Got some tax work out of the way today and had time to actually get on Dash for a ride. My riding buddy Tessa got off work early and called while I was at the grocery store, saying she would be home in 20 minutes. I grabbed a gallon of milk and abandoned the rest of the shopping trip to rush home to my horse.
I'd been concerned that she might not be quite 100% after her illness. There hadn't been much opportunity between sub teaching and trips out of town to really evaluate how she was feeling; all I could do was monitor intake and output but her overall attitude still seemed a bit "off."
But after she stood quietly for saddling, something two properties over caught her attention (I never did see what it was) and she got a bit snorty and blowy and prancy, which I took as a good sign (except for the fact that I thought she had been desensitized to just about anything, let alone something two acres away).
So I did some circling with her and made her lead over to the fence line to look at whatever it was that was disturbing her and finally she sighed and settled down and I got on, called the dogs, and rode over to Tessa's.

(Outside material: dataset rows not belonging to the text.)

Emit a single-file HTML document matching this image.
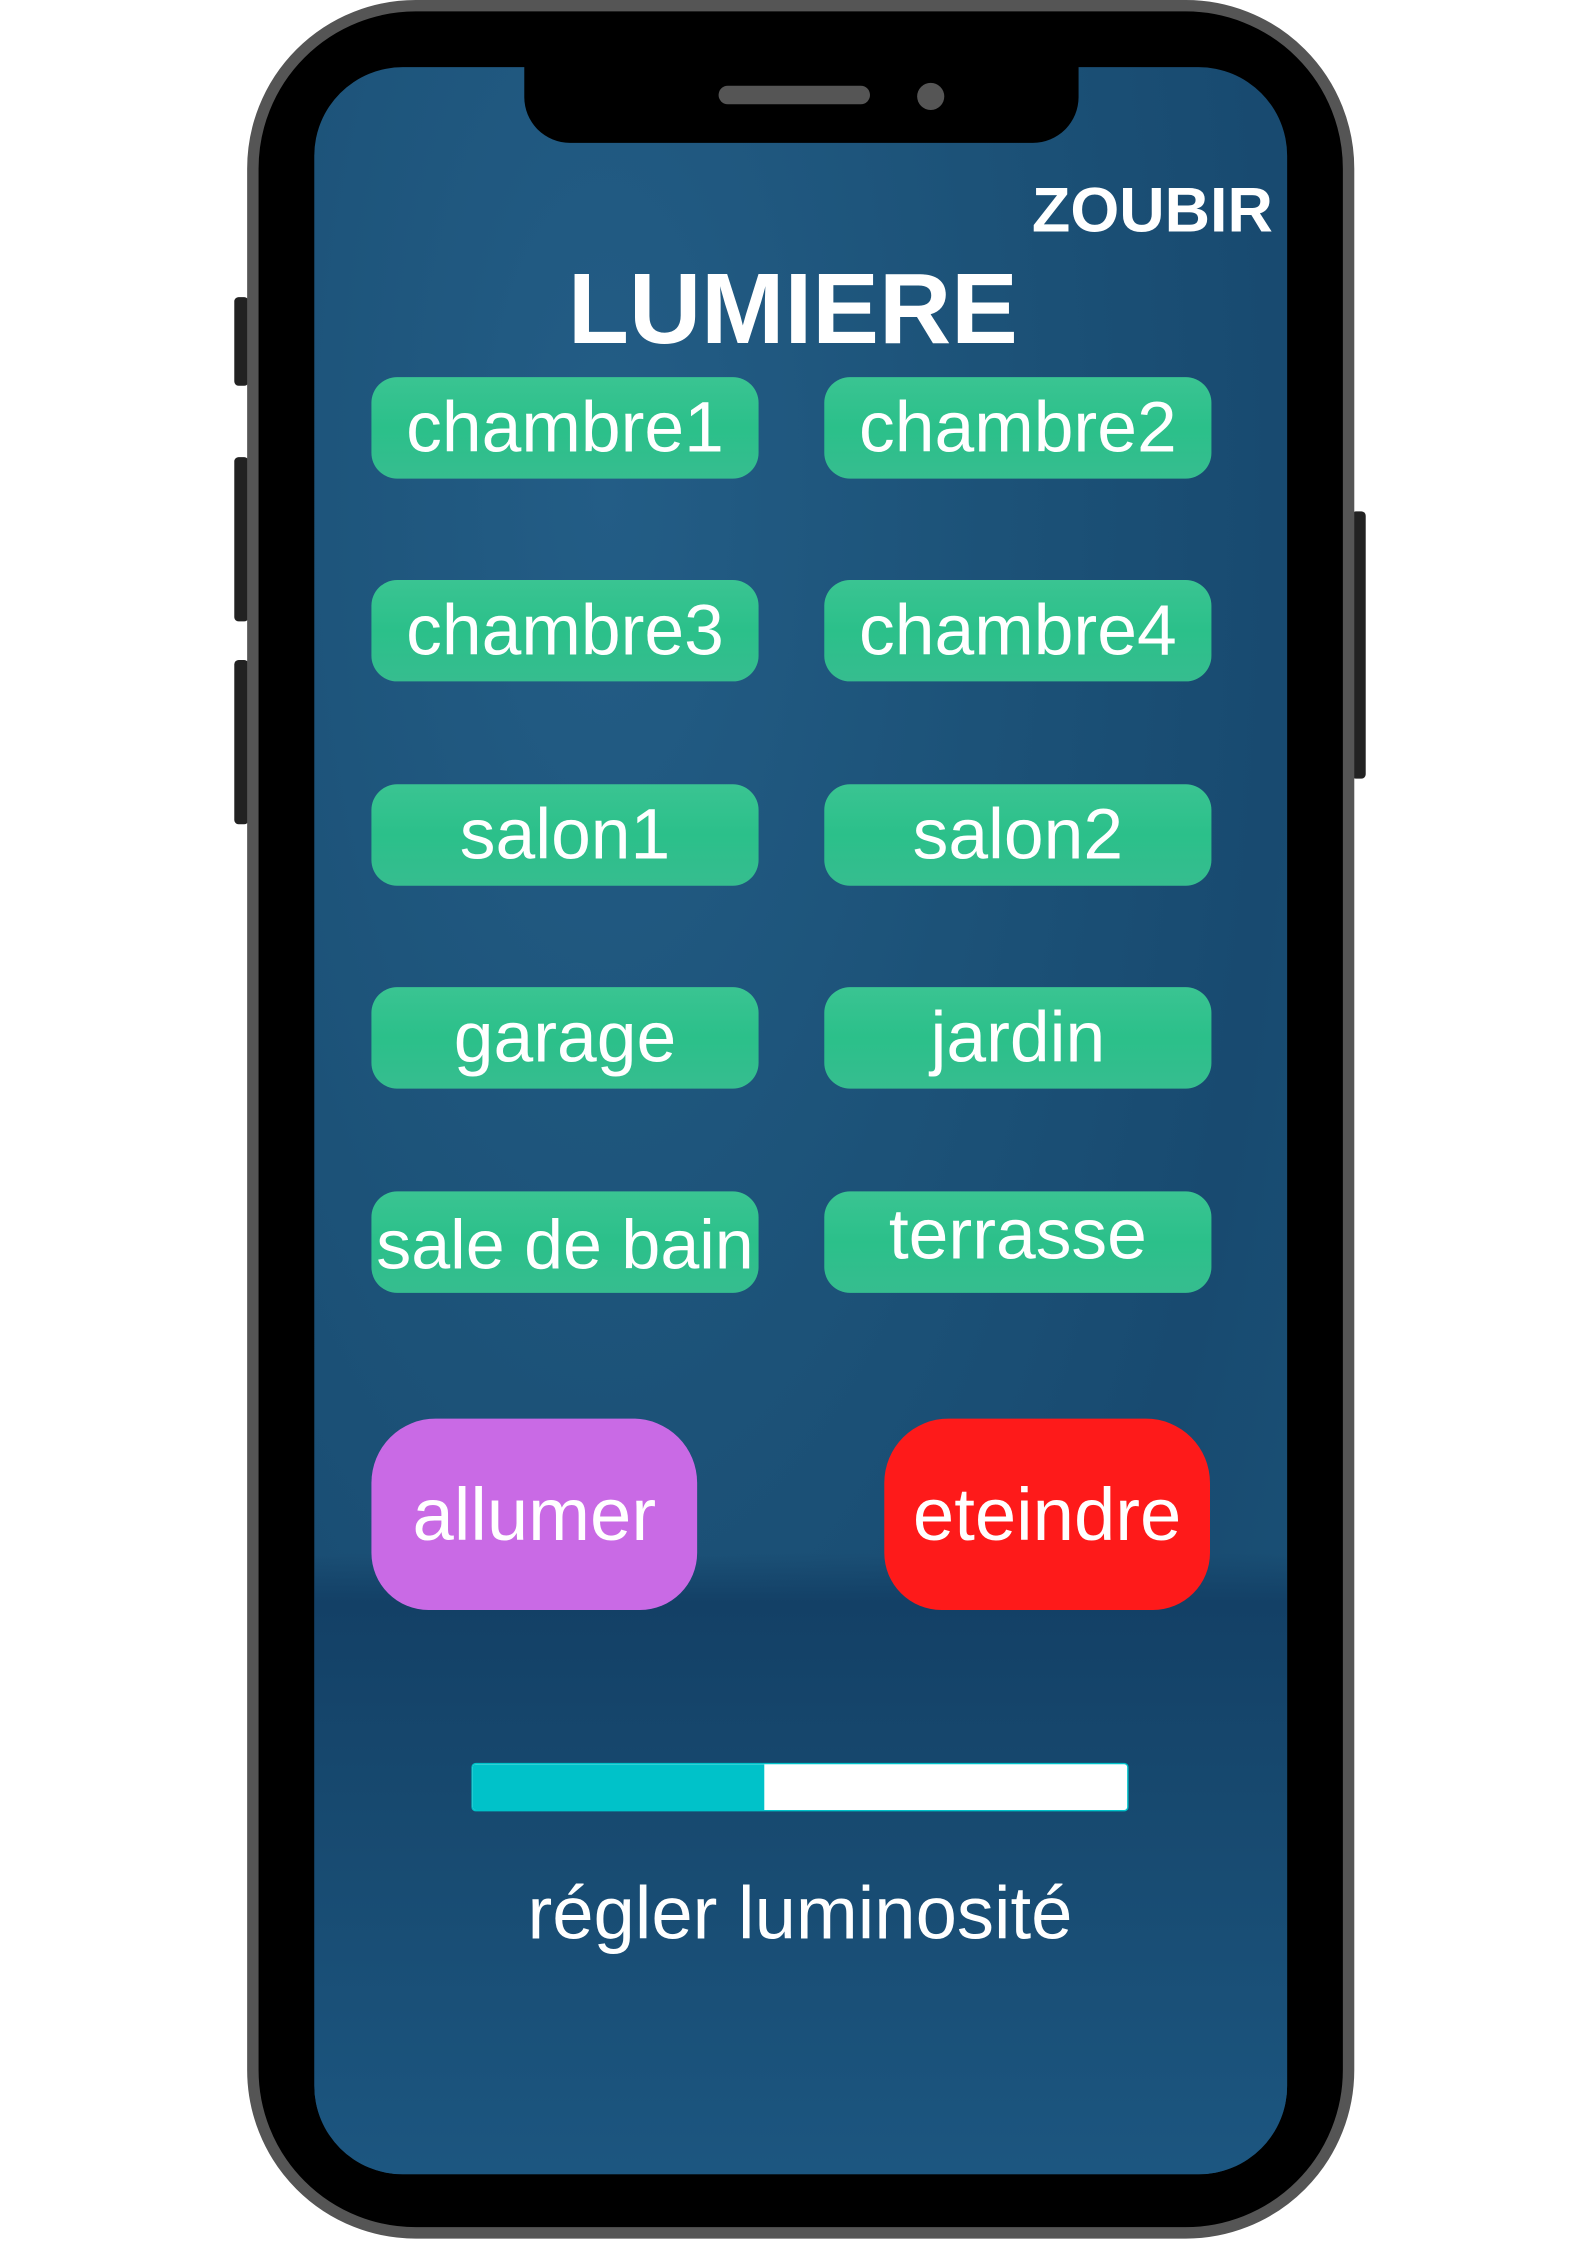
<!DOCTYPE html>
<html><head><meta charset="utf-8"><style>
html,body{margin:0;padding:0;background:#fff;width:1587px;height:2245px;overflow:hidden}
#w{position:absolute;left:0;top:0;width:1111px;height:1571px;transform:scale(1.42857);transform-origin:0 0;font-family:"Liberation Sans",sans-serif}
.a{position:absolute}
.phone{left:173px;top:0;width:759px;height:1551px;border:8px solid #555;border-radius:118px;background:#000}
.btnside{background:#222;border-radius:3px}
.screen{left:220px;top:47px;width:681px;height:1475px;border-radius:62px;overflow:hidden;
background:radial-gradient(ellipse at 30% 20%,#235d86 0%,#1c5278 40%,#184a70 70%,#1b5479 100%)}
.notch{left:367px;top:40px;width:388px;height:60px;background:#000;border-radius:0 0 32px 32px}
.g{position:absolute;width:271px;height:71px;border-radius:18px;background:linear-gradient(#3ac492,#2bc08a 50%,#36bd8f);color:#fff;font-size:50px;text-align:center;line-height:71px;white-space:nowrap}
</style></head><body><div id="w">
<div class="a btnside" style="left:164px;top:208px;width:10px;height:62px"></div>
<div class="a btnside" style="left:164px;top:320px;width:10px;height:115px"></div>
<div class="a btnside" style="left:164px;top:462px;width:10px;height:115px"></div>
<div class="a btnside" style="left:946px;top:358px;width:10px;height:187px"></div>
<div class="a phone"></div>
<div class="a screen">
<div class="a" style="left:0;top:1040px;width:681px;height:435px;background:linear-gradient(rgba(16,60,96,0),#134066 8%,#17496f 40%,#1c5680)"></div>
</div>
<div class="a notch"></div>
<div class="a" style="left:503px;top:60px;width:106px;height:13px;border-radius:7px;background:#555"></div>
<div class="a" style="left:642px;top:58px;width:19px;height:19px;border-radius:50%;background:#555"></div>
<div class="a" style="left:700px;top:123px;width:191px;text-align:right;color:#fff;font-weight:bold;font-size:44px">ZOUBIR</div>
<div class="a" style="left:300px;top:176px;width:510px;text-align:center;color:#fff;font-weight:bold;font-size:70px">LUMIERE</div>
<div class="g" style="left:260px;top:264px">chambre1</div>
<div class="g" style="left:577px;top:264px">chambre2</div>
<div class="g" style="left:260px;top:406px">chambre3</div>
<div class="g" style="left:577px;top:406px">chambre4</div>
<div class="g" style="left:260px;top:549px">salon1</div>
<div class="g" style="left:577px;top:549px">salon2</div>
<div class="g" style="left:260px;top:691px">garage</div>
<div class="g" style="left:577px;top:691px">jardin</div>
<div class="g" style="left:260px;top:834px;line-height:76px;font-size:49px">sale de bain</div>
<div class="g" style="left:577px;top:834px;line-height:60px">terrasse</div>
<div class="a" style="left:260px;top:993px;width:228px;height:134px;border-radius:45px 45px 40px 40px;background:#c96ae5;color:#fff;font-size:52px;text-align:center;line-height:136px">allumer</div>
<div class="a" style="left:619px;top:993px;width:228px;height:134px;border-radius:45px 45px 40px 40px;background:#fe1a1a;color:#fff;font-size:52px;text-align:center;line-height:136px">eteindre</div>
<div class="a" style="left:330px;top:1234px;width:458px;height:32px;border:1px solid #00c2c9;border-radius:3px;background:#fff;overflow:hidden"><div style="width:204px;height:32px;background:#00c2c9"></div></div>
<div class="a" style="left:260px;top:1310px;width:600px;text-align:center;color:#fff;font-size:52px">régler luminosité</div>
</div></body></html>
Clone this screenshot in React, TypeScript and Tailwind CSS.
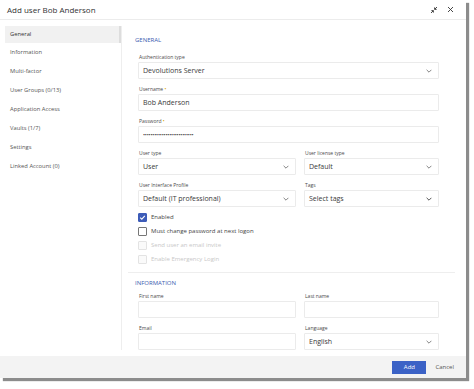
import React from "react";

const Chevron = ({ dark = false }: { dark?: boolean }) => (
  <svg width="6" height="4" viewBox="0 0 6 4" className="shrink-0">
    <path d="M0.6 0.8 L3 3.2 L5.4 0.8" fill="none" stroke={dark ? "#444" : "#777"} strokeWidth="0.9" />
  </svg>
);

const Label = ({ text, req = false }: { text: string; req?: boolean }) => (
  <div className="text-[5px] text-[#4a4a4a] leading-none h-[5px] mb-[2px] pl-[1px]">
    {text}
    {req && <span className="text-[#e0a800]"> •</span>}
  </div>
);

const Box = ({ children, select = false, dark = false }: { children?: React.ReactNode; select?: boolean; dark?: boolean }) => (
  <div className="h-[17px] border border-[#ebebeb] rounded-[1px] bg-white flex items-center pl-[4px] pr-[6px] text-[7px] text-[#3a3a3a] leading-none">
    <div className="flex-1">{children}</div>
    {select && <Chevron dark={dark} />}
  </div>
);

const Check = ({ checked = false, disabled = false, text }: { checked?: boolean; disabled?: boolean; text: string }) => (
  <div className="flex items-center h-[14px]">
    <div
      className={
        "w-[9px] h-[9px] rounded-[1px] flex items-center justify-center mr-[4px] " +
        (checked
          ? "bg-[#3d5cb8] border border-[#3d5cb8]"
          : disabled
          ? "border border-[#e3e3e3] bg-[#fafafa]"
          : "border border-[#777] bg-white")
      }
    >
      {checked && (
        <svg width="7" height="7" viewBox="0 0 7 7">
          <path d="M1.2 3.6 L2.8 5.1 L5.8 1.8" fill="none" stroke="white" strokeWidth="1.1" />
        </svg>
      )}
    </div>
    <span className={"text-[6px] leading-none " + (disabled ? "text-[#c8c8c8]" : "text-[#444]")}>{text}</span>
  </div>
);

export default function App() {
  const side = [
    "General",
    "Information",
    "Multi-factor",
    "User Groups (0/13)",
    "Application Access",
    "Vaults (1/7)",
    "Settings",
    "Linked Account (0)",
  ];
  return (
    <div className="w-[474px] h-[389px] bg-white" style={{ fontFamily: '"Open Sans", sans-serif' }}>
      <div className="w-[466px] h-[378px] bg-white shadow-[3px_3px_1px_rgba(0,0,0,0.45)] flex flex-col">
        <div className="h-[20px] border-b border-[#ececec] flex items-center pl-[7px] pr-[12px]">
          <div className="flex-1 text-[8px] font-medium text-[#333] leading-none">Add user Bob Anderson</div>
          <svg width="8" height="8" viewBox="0 0 8 8" className="mr-[9px]">
            <path d="M7 1 L4.8 3.2 M4.6 1.4 V3.4 H6.6" fill="none" stroke="#333" strokeWidth="0.9" />
            <path d="M1 7 L3.2 4.8 M1.4 4.6 H3.4 V6.6" fill="none" stroke="#333" strokeWidth="0.9" />
          </svg>
          <svg width="7" height="7" viewBox="0 0 7 7">
            <path d="M1 1 L6 6 M6 1 L1 6" fill="none" stroke="#333" strokeWidth="0.9" />
          </svg>
        </div>
        <div className="flex-1 flex min-h-0">
          <div className="w-[121px] pt-[6px] pl-[5px]">
            {side.map((s, i) => (
              <div
                key={s}
                className={
                  "flex items-center pl-[5px] text-[5.8px] leading-none " +
                  (i === 0 ? "h-[17px] bg-[#f1f1f1] text-[#333] border-r-2 border-[#dddddd]" : "h-[19px] text-[#555]")
                }
              >
                {s}
              </div>
            ))}
          </div>
          <div className="w-[1px] bg-[#eeeeee] mt-[6px] mb-[6px]" />
          <div className="flex-1 pl-[7px] pr-[27px] pt-[17px]">
            <div className="pl-[6px] text-[6px] text-[#3d5cb0] font-medium leading-none mb-[12px]">GENERAL</div>
            <div className="pl-[9px]">
              <Label text="Authentication type" />
              <Box select>Devolutions Server</Box>
              <div className="h-[8px]" />
              <Label text="Username" req />
              <Box>Bob Anderson</Box>
              <div className="h-[8px]" />
              <Label text="Password" req />
              <Box>
                <span className="text-[5.5px] tracking-[-0.2px]">•••••••••••••••••••••••••••</span>
              </Box>
              <div className="h-[8px]" />
              <div className="grid grid-cols-[158px_1fr] gap-x-[8px]">
                <div>
                  <Label text="User type" />
                  <Box select>User</Box>
                </div>
                <div>
                  <Label text="User license type" />
                  <Box select>Default</Box>
                </div>
                <div className="mt-[8px]">
                  <Label text="User Interface Profile" />
                  <Box select>Default (IT professional)</Box>
                </div>
                <div className="mt-[8px]">
                  <Label text="Tags" />
                  <Box select dark>
                    Select tags
                  </Box>
                </div>
              </div>
              <div className="mt-[3px]">
                <Check checked text="Enabled" />
                <Check text="Must change password at next logon" />
                <Check disabled text="Send user an email invite" />
                <Check disabled text="Enable Emergency Login" />
              </div>
            </div>
            <div className="border-t border-[#eeeeee] mt-[6px] ml-[-1px] mr-[-16px]" />
            <div className="pl-[6px] text-[6px] text-[#3d5cb0] font-medium leading-none mt-[7px] mb-[8px]">INFORMATION</div>
            <div className="pl-[9px] grid grid-cols-[158px_1fr] gap-x-[8px]">
              <div>
                <Label text="First name" />
                <Box />
              </div>
              <div>
                <Label text="Last name" />
                <Box />
              </div>
              <div className="mt-[8px]">
                <Label text="Email" />
                <Box />
              </div>
              <div className="mt-[8px]">
                <Label text="Language" />
                <Box select>English</Box>
              </div>
            </div>
          </div>
        </div>
        <div className="h-[22px] bg-[#f3f3f3] flex items-center justify-end pr-[12px]">
          <div className="w-[34px] h-[13px] bg-[#3b62c6] text-white text-[6px] flex items-center justify-center mr-[9px]">Add</div>
          <div className="text-[6px] text-[#555]">Cancel</div>
        </div>
      </div>
    </div>
  );
}
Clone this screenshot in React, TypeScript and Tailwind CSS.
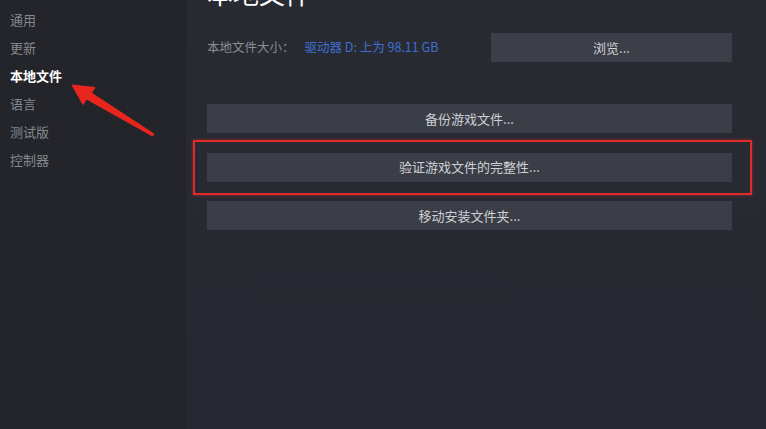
import React from "react";

const NAV = ["通用", "更新", "本地文件", "语言", "测试版", "控制器"];
const ACTIONS = ["备份游戏文件...", "验证游戏文件的完整性...", "移动安装文件夹..."];

const FONT = "font-['Noto_Sans_CJK_SC','Noto_Sans',sans-serif]";

function RedArrow() {
  // annotation arrow pointing at the active nav item
  return (
    <svg className="absolute left-0 top-0 pointer-events-none" width="200" height="160" viewBox="0 0 200 160">
      <polygon
        points="72,85 95,87.5 91.5,93 154,134 152.5,136 86.5,99 83,104.5"
        fill="#e8261e"
        stroke="#e8261e"
        strokeWidth="1"
        strokeLinejoin="round"
      />
    </svg>
  );
}

export default function App() {
  return (
    <div className={`relative w-[766px] h-[429px] flex overflow-hidden bg-[#272931] ${FONT}`}>
      {/* Sidebar */}
      <aside className="w-[186px] shrink-0 bg-[#23252a] pt-[6px] pl-[10px]">
        {NAV.map((item) => (
          <div
            key={item}
            className={
              item === "本地文件"
                ? "h-[28px] leading-[28px] text-[13px] font-bold text-white"
                : "h-[28px] leading-[28px] text-[13px] text-[#85888f]"
            }
          >
            {item}
          </div>
        ))}
      </aside>

      {/* Main panel */}
      <main className="flex-1 pl-[21px] pr-[34px] bg-gradient-to-b from-[#292b33] to-[#262831]">
        <h1 className="-mt-[20px] h-[26px] leading-[26px] text-[26px] text-white">本地文件</h1>

        <div className="mt-[27px] h-[29px] flex items-center">
          <div className="flex-1 flex items-center text-[12.5px]">
            <span className="text-[#8a8d94]">本地文件大小：</span>
            <span className="ml-[10px] text-[#3f6fd3]">驱动器 D: 上为 98.11 GB</span>
          </div>
          <button className="w-[241px] h-[29px] bg-[#3c3f48] text-[13px] text-[#cdd0d5]">浏览...</button>
        </div>

        <div className="mt-[42px] flex flex-col gap-[19.5px]">
          {ACTIONS.map((label) => (
            <button key={label} className="w-full h-[29px] bg-[#3b3e47] text-[13px] text-[#cdd0d5]">
              {label}
            </button>
          ))}
        </div>
      </main>

      {/* Annotations */}
      <div className="absolute left-[193px] top-[140px] w-[559px] h-[55px] border-2 border-[#e02b2b] shadow-[0_0_3px_rgba(224,43,43,0.6)] pointer-events-none" />
      <RedArrow />
    </div>
  );
}
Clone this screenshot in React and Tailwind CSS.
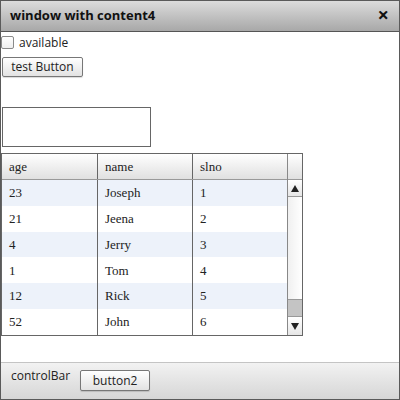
const rows = [
  { age: "23", name: "Joseph", slno: "1" },
  { age: "21", name: "Jeena", slno: "2" },
  { age: "4", name: "Jerry", slno: "3" },
  { age: "1", name: "Tom", slno: "4" },
  { age: "12", name: "Rick", slno: "5" },
  { age: "52", name: "John", slno: "6" },
];

const sans = "font-['Open_Sans',sans-serif]";
const serif = "font-['Liberation_Serif',serif]";

export default function App() {
  return (
    <div className={`w-[400px] h-[400px] flex flex-col border border-[#5a5a5a] bg-white text-[#222] ${sans}`}>
      {/* title bar */}
      <div className="h-[31px] shrink-0 flex items-center justify-between pl-[9px] pr-[10px] border-b border-[#555] bg-gradient-to-b from-[#dcdcdc] to-[#a8a8a8]">
        <span className="text-[13px] font-bold text-[#111]">window with content4</span>
        <span className="text-[20px] font-bold text-[#111] leading-none pb-[2px]">×</span>
      </div>

      {/* content */}
      <div className="flex-1 flex flex-col">
        <label className="flex items-center mt-[4px] h-[13px]">
          <span className="w-[13px] h-[13px] border border-[#8a8a8a] rounded-[2px] bg-gradient-to-b from-white to-[#eee]" />
          <span className="ml-[5px] text-[12px] text-[#222]">available</span>
        </label>
        <button className="mt-[8px] ml-[1px] w-[81px] h-[20px] border border-[#777] rounded-[2px] bg-gradient-to-b from-white to-[#e2e2e2] text-[12px] text-[#222] leading-none shadow-[0_1px_1px_rgba(0,0,0,0.15)]">
          test Button
        </button>
        <div className="mt-[30px] ml-[1px] w-[149px] h-[40px] border border-[#666]" />

        <div className={`mt-[6px] w-[302px] h-[183px] border border-[#666] flex ${serif}`}>
          <div className="flex-1 flex flex-col">
            <div className="h-[26px] flex border-b border-[#999] bg-gradient-to-b from-white to-[#e0e0e0] text-[13px] text-[#222]">
              <div className="w-[96px] border-r border-[#666] flex items-center pl-[7px]">age</div>
              <div className="w-[95px] border-r border-[#666] flex items-center pl-[7px]">name</div>
              <div className="flex-1 flex items-center pl-[7px]">slno</div>
            </div>
            {rows.map((r, i) => (
              <div key={r.slno} className={`h-[26px] flex text-[13px] text-[#222] ${i % 2 === 0 ? "bg-[#edf2fa]" : "bg-white"}`}>
                <div className="w-[96px] border-r border-[#666] flex items-center pl-[7px]">{r.age}</div>
                <div className="w-[95px] border-r border-[#666] flex items-center pl-[7px]">{r.name}</div>
                <div className="flex-1 flex items-center pl-[7px]">{r.slno}</div>
              </div>
            ))}
          </div>
          {/* scrollbar column */}
          <div className="w-[15px] border-l border-[#888] flex flex-col">
            <div className="h-[26px] border-b border-[#999] bg-gradient-to-b from-white to-[#e0e0e0]" />
            <div className="h-[17px] border-b border-[#999] bg-gradient-to-b from-white to-[#e6e6e6] flex items-center justify-center">
              <svg width="8" height="7" viewBox="0 0 8 7"><path d="M4 0 L8 7 L0 7 Z" fill="#222" /></svg>
            </div>
            <div className="flex-1 bg-gradient-to-r from-[#f0f0f0] to-white" />
            <div className="h-[18px] border-y border-[#999] bg-[#c4c4c4]" />
            <div className="h-[18px] bg-gradient-to-b from-white to-[#e6e6e6] flex items-center justify-center">
              <svg width="8" height="7" viewBox="0 0 8 7"><path d="M0 0 L8 0 L4 7 Z" fill="#222" /></svg>
            </div>
          </div>
        </div>
      </div>

      {/* control bar */}
      <div className="h-[37px] shrink-0 flex items-start border-t border-[#c4c4c4] bg-gradient-to-b from-[#f2f2f2] to-[#d6d6d6] pl-[10px]">
        <span className="mt-[4px] text-[12px] text-[#222]">controlBar</span>
        <button className="mt-[7px] ml-[10px] w-[70px] h-[21px] border border-[#777] rounded-[2px] bg-gradient-to-b from-white to-[#e2e2e2] text-[12px] text-[#222] leading-none shadow-[0_1px_1px_rgba(0,0,0,0.15)]">
          button2
        </button>
      </div>
    </div>
  );
}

She was very good on the ride, perfectly willing and responsive. As usual I was riding in just the halter and lead rope without a bit. Part of the time we led and part of the time we followed Tessa's mare, Jessie. Just about the time we were thinking of turning around so we could get back by dark, we heard voices and then saw a white tent and bonfire, and then four dogs ran out to meet up with our four dogs.
Humans came and controlled one of the dogs; the other three were small and no fights ensued. The horses were both a bit boogered. Tessa had dismounted but I stayed in the saddle. There was an old bin that it looked like they had been using for target practice that was bothering the horses so I rode Dash up to it and had her touch it with her nose.
We turned around and all of a sudden my horse who had been nervous, but willing to approach the camp, the fire, and the scary old bin suddenly decided it was time to get out of there. She bolted a little, clearly nervous about having all those scary objects, people, and dogs behind her where she couldn't see them, and I pulled her up and decided to get off and lead her.
I'm not sure who was leading who, though, and I kept having to stop her, back her up, or circle her. Eventually she settled down and I got back on and had an uneventful ride the rest of the way home.
Contrasted with the ride of December 26, the day I discovered she had the fever, she seemed to be back to normal today. On that day, she had been so quiet, compliant, and non-reactive I had wondered aloud if she might be sick, and it turned out she was. But today she was in tune with her surroundings and showing some spunk.
I think my girl has come back to normal, except for continuing to refuse to eat teff hay.
I am relieved, of course, because these last three + weeks have been a constant worry, wondering what was actually wrong with her and if it was truly over. I still don't know what was wrong, but I believe it is truly over.
And that's the latest from the Ranch.